(CHALLENGE) Write out, word for word, the first line of the data below and every line after it through the one containing "ChevronDown, Plus, Minus".
#### AVAILABLE DATA ####
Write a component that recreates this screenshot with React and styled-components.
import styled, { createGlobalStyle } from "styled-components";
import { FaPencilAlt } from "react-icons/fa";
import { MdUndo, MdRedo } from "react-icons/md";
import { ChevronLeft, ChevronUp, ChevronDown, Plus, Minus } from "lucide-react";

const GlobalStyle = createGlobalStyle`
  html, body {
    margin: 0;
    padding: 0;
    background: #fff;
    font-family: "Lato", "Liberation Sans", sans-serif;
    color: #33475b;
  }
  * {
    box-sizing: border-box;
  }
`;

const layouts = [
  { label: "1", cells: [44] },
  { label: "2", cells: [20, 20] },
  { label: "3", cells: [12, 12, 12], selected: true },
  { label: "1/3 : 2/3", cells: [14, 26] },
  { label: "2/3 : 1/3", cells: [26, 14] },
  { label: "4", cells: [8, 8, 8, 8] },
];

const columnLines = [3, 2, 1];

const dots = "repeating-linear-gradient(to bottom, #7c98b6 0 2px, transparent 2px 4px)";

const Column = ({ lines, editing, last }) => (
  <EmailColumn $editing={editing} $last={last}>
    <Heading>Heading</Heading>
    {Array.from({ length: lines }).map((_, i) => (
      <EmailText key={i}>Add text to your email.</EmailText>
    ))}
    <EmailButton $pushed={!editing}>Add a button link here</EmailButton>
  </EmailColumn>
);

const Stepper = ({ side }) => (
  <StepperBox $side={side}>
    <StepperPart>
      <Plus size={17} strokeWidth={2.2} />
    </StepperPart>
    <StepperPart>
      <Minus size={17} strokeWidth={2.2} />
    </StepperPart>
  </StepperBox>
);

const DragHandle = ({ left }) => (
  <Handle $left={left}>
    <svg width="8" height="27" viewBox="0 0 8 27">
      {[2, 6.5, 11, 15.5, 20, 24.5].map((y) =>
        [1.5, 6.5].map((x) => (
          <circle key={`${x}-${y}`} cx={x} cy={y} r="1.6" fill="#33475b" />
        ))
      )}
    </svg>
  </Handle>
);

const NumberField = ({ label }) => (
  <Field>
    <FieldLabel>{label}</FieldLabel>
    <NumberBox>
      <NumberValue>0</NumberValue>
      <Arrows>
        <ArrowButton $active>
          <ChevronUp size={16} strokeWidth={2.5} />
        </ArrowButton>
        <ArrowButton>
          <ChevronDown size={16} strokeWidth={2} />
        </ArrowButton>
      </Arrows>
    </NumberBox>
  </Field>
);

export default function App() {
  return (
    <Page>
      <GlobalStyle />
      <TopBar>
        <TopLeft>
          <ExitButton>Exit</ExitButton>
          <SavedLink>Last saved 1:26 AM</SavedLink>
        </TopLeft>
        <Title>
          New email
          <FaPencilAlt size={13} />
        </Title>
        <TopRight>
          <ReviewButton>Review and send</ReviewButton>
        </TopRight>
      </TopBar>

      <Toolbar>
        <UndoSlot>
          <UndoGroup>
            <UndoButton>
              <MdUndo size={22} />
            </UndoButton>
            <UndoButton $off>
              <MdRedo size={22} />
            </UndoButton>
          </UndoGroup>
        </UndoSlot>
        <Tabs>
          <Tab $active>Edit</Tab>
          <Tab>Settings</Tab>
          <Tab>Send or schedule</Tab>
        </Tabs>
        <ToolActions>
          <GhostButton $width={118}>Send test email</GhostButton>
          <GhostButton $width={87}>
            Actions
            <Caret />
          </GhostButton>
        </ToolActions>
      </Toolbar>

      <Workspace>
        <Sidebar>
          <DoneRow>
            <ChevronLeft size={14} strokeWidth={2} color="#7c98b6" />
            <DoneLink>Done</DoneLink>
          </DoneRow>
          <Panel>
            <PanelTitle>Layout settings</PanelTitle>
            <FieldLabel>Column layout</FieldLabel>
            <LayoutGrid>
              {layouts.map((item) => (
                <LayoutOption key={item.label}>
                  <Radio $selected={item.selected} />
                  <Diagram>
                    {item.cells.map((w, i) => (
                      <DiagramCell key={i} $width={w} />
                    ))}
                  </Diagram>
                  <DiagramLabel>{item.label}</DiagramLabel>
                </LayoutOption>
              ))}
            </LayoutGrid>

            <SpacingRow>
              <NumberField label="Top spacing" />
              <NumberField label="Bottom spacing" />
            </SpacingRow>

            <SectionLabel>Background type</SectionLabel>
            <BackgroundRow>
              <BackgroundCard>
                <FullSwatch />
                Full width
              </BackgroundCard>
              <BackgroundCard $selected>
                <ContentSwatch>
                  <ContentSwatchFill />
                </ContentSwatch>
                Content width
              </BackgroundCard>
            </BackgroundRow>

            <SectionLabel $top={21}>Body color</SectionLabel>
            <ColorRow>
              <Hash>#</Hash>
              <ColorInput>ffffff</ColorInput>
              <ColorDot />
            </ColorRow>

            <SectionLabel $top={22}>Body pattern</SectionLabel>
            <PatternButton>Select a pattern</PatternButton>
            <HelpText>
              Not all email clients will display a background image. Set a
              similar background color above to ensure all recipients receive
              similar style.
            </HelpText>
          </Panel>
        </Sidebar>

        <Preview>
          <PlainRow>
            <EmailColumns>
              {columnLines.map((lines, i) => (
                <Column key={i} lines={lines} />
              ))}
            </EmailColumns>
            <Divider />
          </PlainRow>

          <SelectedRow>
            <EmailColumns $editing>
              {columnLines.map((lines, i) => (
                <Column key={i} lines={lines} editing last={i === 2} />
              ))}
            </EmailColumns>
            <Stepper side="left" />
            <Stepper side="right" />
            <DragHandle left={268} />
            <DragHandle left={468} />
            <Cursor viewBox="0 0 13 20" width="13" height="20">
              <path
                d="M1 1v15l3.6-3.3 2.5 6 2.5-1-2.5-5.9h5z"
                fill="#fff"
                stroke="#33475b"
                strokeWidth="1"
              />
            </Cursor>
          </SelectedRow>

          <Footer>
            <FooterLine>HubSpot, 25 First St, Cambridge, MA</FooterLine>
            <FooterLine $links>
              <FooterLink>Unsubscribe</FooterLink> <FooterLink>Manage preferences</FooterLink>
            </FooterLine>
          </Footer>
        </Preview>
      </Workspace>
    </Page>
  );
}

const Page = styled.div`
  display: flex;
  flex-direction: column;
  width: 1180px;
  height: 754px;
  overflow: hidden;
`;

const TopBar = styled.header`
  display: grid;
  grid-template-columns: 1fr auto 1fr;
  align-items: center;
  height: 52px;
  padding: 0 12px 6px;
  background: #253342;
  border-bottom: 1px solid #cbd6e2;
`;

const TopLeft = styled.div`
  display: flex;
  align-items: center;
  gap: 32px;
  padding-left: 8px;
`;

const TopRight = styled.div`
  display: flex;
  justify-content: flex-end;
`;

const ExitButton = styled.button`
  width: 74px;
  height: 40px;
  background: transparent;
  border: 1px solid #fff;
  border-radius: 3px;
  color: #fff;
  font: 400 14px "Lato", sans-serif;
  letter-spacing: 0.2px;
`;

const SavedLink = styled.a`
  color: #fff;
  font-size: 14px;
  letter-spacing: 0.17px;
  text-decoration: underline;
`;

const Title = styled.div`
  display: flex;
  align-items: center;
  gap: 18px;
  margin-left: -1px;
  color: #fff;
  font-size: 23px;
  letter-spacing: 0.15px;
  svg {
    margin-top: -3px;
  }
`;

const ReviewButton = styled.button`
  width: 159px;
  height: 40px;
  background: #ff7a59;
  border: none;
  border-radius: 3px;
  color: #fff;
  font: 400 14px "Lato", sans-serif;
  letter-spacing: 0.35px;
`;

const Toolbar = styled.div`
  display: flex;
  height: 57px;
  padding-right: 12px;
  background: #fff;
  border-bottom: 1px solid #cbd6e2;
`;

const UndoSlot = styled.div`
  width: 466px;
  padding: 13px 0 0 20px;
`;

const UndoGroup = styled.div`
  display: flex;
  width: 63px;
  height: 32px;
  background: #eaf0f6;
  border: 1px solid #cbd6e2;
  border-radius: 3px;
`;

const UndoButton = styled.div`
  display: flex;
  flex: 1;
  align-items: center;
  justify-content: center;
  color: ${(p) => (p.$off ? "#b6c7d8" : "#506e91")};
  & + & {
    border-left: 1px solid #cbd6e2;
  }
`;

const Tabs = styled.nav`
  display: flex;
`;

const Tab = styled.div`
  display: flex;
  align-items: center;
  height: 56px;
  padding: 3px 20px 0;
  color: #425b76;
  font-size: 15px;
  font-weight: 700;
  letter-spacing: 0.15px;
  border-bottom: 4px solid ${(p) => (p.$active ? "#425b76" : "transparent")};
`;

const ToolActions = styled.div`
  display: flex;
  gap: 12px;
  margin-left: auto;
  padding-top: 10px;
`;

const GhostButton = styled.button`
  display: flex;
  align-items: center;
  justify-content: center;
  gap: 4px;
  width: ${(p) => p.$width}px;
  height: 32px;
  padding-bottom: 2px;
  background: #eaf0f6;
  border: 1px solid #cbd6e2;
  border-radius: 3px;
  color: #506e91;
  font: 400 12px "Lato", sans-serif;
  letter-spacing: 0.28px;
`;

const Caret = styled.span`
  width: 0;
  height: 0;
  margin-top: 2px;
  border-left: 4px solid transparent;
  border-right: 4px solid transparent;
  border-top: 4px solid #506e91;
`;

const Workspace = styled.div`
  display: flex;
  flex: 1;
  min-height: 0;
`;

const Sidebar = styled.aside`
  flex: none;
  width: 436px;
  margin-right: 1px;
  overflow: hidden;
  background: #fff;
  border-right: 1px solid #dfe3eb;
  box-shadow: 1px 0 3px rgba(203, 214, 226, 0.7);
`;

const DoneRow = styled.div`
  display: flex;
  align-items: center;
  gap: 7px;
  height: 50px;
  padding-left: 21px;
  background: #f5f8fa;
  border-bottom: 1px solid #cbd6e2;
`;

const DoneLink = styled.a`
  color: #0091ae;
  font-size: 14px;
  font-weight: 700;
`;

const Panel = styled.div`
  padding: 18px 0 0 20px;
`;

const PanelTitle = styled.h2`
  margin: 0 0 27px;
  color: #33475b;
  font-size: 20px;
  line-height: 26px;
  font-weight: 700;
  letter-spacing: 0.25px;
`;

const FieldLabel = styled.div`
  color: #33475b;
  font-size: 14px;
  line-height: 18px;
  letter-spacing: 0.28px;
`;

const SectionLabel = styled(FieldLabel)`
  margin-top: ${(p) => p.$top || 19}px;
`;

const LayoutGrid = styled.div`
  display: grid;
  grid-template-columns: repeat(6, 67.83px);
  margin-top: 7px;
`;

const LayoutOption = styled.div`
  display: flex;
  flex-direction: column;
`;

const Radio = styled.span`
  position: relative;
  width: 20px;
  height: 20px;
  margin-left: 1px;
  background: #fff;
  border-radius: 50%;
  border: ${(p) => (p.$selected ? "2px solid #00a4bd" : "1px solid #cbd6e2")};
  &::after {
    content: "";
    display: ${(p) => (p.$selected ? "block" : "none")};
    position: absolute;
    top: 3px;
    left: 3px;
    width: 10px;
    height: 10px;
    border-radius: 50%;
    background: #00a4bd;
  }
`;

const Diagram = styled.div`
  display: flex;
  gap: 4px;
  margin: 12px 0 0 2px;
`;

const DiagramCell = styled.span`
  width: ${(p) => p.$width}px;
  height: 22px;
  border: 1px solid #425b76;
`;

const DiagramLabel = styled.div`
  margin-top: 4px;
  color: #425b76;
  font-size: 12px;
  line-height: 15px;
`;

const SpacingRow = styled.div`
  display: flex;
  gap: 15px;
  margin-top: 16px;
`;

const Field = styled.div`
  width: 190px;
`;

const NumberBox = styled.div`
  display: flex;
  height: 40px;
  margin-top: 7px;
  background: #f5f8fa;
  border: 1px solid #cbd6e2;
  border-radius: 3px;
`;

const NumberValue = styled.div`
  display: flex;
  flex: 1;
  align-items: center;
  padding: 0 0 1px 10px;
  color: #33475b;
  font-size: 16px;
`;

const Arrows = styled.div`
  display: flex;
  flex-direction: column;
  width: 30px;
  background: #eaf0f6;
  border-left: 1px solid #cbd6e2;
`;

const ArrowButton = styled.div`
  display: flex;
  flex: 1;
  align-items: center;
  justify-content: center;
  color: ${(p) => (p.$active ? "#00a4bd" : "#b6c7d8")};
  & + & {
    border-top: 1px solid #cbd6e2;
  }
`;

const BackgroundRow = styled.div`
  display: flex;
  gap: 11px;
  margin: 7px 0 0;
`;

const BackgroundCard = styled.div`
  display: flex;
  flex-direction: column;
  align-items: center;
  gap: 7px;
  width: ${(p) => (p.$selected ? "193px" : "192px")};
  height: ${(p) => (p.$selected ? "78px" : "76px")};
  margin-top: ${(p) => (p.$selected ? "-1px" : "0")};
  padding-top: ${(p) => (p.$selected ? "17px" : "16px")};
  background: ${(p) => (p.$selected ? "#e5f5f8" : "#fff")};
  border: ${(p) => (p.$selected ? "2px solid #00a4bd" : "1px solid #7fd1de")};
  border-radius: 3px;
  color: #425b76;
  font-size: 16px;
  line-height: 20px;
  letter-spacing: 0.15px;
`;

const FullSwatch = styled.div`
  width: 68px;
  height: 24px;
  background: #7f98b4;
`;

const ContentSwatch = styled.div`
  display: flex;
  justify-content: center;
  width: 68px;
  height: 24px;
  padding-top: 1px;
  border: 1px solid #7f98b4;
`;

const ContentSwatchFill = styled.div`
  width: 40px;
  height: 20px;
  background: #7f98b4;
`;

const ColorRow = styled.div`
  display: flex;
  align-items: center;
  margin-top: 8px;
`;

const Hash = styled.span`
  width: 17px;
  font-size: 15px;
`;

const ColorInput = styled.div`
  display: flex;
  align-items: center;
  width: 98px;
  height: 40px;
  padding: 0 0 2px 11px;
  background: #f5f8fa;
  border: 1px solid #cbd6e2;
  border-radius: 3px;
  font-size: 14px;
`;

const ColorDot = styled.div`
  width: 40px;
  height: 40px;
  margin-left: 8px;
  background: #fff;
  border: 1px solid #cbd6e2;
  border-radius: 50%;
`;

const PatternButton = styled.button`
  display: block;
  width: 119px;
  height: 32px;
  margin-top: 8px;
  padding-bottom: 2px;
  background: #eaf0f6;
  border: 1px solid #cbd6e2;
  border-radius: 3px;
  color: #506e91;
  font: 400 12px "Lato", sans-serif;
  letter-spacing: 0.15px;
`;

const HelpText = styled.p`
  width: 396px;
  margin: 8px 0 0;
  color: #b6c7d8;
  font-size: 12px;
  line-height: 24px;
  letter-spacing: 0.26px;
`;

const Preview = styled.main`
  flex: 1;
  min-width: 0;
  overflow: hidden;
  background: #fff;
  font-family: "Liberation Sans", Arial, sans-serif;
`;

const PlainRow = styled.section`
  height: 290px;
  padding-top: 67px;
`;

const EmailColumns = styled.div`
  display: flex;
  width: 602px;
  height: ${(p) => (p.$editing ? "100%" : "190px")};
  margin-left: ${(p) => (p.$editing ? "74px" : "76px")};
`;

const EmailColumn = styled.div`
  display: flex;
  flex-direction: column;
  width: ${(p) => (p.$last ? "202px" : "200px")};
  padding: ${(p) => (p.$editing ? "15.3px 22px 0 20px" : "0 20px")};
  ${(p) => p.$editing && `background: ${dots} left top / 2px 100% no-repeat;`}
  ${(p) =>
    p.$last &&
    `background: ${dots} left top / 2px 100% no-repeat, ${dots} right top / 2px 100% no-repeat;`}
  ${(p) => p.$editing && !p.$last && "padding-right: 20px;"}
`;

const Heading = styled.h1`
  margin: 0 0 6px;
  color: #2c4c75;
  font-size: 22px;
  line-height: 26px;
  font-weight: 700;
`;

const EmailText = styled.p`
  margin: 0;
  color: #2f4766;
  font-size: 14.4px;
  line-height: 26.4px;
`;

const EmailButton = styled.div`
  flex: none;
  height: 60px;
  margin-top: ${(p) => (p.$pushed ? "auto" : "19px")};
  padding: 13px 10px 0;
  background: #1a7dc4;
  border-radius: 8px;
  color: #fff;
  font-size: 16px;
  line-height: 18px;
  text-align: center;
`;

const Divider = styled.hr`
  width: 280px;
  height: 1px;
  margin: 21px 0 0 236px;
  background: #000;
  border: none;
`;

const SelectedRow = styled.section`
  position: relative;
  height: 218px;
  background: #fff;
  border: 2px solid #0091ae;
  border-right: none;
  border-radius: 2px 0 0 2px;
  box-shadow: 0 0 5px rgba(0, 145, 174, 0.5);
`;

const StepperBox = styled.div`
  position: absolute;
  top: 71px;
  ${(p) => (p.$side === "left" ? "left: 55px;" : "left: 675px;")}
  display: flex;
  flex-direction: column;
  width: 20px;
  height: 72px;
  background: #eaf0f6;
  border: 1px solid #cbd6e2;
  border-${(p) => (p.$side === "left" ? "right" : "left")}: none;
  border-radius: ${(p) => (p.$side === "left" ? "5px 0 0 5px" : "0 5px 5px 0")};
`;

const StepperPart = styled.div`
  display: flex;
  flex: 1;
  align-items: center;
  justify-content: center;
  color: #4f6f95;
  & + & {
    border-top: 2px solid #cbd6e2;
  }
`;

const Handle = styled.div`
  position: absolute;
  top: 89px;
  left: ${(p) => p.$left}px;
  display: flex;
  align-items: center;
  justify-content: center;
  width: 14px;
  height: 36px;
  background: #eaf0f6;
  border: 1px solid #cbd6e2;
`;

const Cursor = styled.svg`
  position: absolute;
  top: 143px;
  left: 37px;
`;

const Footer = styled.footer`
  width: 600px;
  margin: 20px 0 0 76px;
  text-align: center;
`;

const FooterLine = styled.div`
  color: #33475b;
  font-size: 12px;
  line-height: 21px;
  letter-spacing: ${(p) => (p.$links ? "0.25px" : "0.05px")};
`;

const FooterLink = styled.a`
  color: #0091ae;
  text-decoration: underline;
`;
####
(TASK ANSWER)
Write a component that recreates this screenshot with React and styled-components.
import styled, { createGlobalStyle } from "styled-components";
import { FaPencilAlt } from "react-icons/fa";
import { MdUndo, MdRedo } from "react-icons/md";
import { ChevronLeft, ChevronUp, ChevronDown, Plus, Minus } from "lucide-react";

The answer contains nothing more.